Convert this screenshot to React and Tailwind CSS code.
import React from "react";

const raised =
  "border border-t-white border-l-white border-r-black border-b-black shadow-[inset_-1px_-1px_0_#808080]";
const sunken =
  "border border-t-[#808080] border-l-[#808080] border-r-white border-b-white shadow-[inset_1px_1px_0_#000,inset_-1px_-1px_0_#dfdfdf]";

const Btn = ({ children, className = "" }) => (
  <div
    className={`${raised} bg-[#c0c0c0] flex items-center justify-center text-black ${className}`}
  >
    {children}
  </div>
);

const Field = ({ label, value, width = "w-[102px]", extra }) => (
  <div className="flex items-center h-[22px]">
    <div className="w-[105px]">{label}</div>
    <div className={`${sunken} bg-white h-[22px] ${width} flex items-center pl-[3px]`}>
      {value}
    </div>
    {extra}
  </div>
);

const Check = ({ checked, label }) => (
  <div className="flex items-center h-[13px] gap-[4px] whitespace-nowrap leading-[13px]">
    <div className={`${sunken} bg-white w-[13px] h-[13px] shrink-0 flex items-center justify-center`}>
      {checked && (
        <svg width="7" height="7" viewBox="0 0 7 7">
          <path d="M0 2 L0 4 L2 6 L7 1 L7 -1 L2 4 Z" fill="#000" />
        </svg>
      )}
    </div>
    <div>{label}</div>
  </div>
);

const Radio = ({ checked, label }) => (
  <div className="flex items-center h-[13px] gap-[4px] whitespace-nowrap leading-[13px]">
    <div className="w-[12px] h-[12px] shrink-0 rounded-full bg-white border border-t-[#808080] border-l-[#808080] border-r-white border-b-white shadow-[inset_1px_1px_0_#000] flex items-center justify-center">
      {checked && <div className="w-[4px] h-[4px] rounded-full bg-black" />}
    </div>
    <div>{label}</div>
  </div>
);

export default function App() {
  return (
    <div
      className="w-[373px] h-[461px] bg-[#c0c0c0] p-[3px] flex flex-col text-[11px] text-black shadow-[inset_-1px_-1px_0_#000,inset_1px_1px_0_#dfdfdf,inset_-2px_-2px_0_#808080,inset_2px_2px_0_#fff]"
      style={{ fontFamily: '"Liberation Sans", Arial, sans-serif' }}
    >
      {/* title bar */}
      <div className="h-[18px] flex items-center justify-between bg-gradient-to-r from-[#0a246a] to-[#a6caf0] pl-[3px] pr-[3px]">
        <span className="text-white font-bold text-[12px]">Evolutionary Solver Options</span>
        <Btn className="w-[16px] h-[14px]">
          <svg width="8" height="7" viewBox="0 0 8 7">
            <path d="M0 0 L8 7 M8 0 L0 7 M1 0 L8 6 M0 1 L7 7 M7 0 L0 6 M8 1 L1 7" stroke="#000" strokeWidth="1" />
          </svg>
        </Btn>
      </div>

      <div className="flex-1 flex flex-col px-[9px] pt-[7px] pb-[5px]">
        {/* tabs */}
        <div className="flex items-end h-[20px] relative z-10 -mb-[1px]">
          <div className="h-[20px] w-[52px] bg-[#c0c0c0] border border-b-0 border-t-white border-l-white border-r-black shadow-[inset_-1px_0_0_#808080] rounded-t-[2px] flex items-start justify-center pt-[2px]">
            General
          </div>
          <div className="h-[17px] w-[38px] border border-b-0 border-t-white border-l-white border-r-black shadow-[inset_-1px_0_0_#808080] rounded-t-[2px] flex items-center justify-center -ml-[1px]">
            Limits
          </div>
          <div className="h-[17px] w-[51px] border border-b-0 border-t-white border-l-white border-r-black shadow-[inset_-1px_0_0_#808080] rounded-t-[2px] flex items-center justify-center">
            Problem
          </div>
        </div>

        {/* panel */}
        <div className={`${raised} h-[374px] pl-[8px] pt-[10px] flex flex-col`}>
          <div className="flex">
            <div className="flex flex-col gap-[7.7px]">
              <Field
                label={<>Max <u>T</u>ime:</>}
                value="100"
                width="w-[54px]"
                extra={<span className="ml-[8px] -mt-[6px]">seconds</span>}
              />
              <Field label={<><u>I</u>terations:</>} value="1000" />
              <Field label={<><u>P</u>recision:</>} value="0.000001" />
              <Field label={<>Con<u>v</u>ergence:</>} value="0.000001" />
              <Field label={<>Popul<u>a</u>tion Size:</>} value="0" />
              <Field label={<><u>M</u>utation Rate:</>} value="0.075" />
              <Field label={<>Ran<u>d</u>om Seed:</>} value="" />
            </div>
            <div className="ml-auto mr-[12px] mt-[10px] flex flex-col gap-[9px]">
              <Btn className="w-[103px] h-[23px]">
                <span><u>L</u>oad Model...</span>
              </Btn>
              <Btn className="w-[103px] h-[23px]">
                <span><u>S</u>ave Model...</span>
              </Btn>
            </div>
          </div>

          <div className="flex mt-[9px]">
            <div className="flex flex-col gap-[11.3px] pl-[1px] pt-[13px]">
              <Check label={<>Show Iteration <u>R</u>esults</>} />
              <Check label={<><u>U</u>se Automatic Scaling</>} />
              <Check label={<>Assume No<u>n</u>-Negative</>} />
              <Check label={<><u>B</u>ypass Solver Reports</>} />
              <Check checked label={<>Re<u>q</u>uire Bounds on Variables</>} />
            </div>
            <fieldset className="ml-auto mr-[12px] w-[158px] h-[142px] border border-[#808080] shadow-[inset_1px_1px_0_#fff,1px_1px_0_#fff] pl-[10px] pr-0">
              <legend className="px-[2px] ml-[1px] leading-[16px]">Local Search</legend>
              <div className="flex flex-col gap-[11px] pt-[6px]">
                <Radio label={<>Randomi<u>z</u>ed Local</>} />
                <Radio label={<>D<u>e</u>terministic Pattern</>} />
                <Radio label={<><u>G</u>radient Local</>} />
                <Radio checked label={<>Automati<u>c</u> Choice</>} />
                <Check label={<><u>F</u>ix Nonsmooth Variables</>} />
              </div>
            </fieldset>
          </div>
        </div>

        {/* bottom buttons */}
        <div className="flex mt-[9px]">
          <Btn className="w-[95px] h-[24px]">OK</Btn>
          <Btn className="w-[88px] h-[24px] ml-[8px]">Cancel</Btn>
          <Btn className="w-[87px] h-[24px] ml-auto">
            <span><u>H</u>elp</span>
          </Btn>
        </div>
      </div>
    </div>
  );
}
...
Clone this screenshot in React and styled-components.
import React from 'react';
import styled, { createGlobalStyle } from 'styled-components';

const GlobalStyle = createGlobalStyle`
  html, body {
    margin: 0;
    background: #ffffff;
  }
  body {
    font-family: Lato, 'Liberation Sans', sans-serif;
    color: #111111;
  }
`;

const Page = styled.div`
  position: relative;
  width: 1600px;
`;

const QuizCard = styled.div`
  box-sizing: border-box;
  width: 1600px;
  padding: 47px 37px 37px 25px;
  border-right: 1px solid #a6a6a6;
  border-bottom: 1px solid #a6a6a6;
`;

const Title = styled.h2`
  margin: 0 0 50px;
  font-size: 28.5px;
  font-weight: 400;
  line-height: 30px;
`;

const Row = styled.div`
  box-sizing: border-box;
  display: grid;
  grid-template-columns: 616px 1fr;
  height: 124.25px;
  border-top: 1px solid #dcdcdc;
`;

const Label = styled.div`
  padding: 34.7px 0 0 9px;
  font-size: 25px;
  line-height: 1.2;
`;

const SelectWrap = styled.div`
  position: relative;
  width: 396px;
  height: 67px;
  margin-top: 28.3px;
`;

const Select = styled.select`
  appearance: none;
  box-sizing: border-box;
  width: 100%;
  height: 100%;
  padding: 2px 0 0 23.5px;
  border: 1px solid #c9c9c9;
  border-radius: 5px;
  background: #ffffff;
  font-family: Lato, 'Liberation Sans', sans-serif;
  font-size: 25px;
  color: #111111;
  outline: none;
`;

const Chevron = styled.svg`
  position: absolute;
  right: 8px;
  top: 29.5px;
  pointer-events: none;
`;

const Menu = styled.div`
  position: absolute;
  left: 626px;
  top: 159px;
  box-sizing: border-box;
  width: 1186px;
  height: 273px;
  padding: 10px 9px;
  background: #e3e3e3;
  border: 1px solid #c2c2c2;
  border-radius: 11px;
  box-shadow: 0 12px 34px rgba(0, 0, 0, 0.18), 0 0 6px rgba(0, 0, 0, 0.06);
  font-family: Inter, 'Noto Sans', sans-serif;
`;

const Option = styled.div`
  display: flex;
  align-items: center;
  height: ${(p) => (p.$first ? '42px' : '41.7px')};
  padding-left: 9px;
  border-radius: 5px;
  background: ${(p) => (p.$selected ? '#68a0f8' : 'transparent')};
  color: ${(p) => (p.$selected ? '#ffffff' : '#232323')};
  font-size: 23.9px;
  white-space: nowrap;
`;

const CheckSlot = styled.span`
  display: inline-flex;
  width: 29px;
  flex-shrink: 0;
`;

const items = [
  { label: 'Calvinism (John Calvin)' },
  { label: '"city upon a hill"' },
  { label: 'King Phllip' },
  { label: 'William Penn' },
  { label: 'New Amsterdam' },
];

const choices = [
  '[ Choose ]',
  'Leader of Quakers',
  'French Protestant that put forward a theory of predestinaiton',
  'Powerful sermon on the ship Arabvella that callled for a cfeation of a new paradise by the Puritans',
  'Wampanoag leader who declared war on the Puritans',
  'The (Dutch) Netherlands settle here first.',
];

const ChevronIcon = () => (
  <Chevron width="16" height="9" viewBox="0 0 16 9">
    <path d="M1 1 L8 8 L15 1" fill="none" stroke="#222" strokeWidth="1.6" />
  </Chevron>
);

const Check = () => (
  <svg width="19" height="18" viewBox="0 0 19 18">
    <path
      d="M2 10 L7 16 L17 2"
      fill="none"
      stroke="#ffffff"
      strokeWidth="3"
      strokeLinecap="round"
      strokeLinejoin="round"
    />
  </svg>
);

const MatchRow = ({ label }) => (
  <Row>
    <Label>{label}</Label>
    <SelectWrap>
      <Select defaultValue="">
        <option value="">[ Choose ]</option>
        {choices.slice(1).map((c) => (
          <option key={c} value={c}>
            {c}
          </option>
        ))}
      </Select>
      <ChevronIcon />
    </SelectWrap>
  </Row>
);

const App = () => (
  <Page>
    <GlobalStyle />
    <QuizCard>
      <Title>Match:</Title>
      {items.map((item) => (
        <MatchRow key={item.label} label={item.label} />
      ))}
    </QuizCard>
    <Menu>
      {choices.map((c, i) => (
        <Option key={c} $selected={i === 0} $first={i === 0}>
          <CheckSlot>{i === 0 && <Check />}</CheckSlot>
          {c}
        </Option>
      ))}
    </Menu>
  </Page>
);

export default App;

### WHAT TO PRODUCE
From the entries above, copy every line where the word "this" shows up.

### REPLY
Convert this screenshot to React and Tailwind CSS code.
Clone this screenshot in React and styled-components.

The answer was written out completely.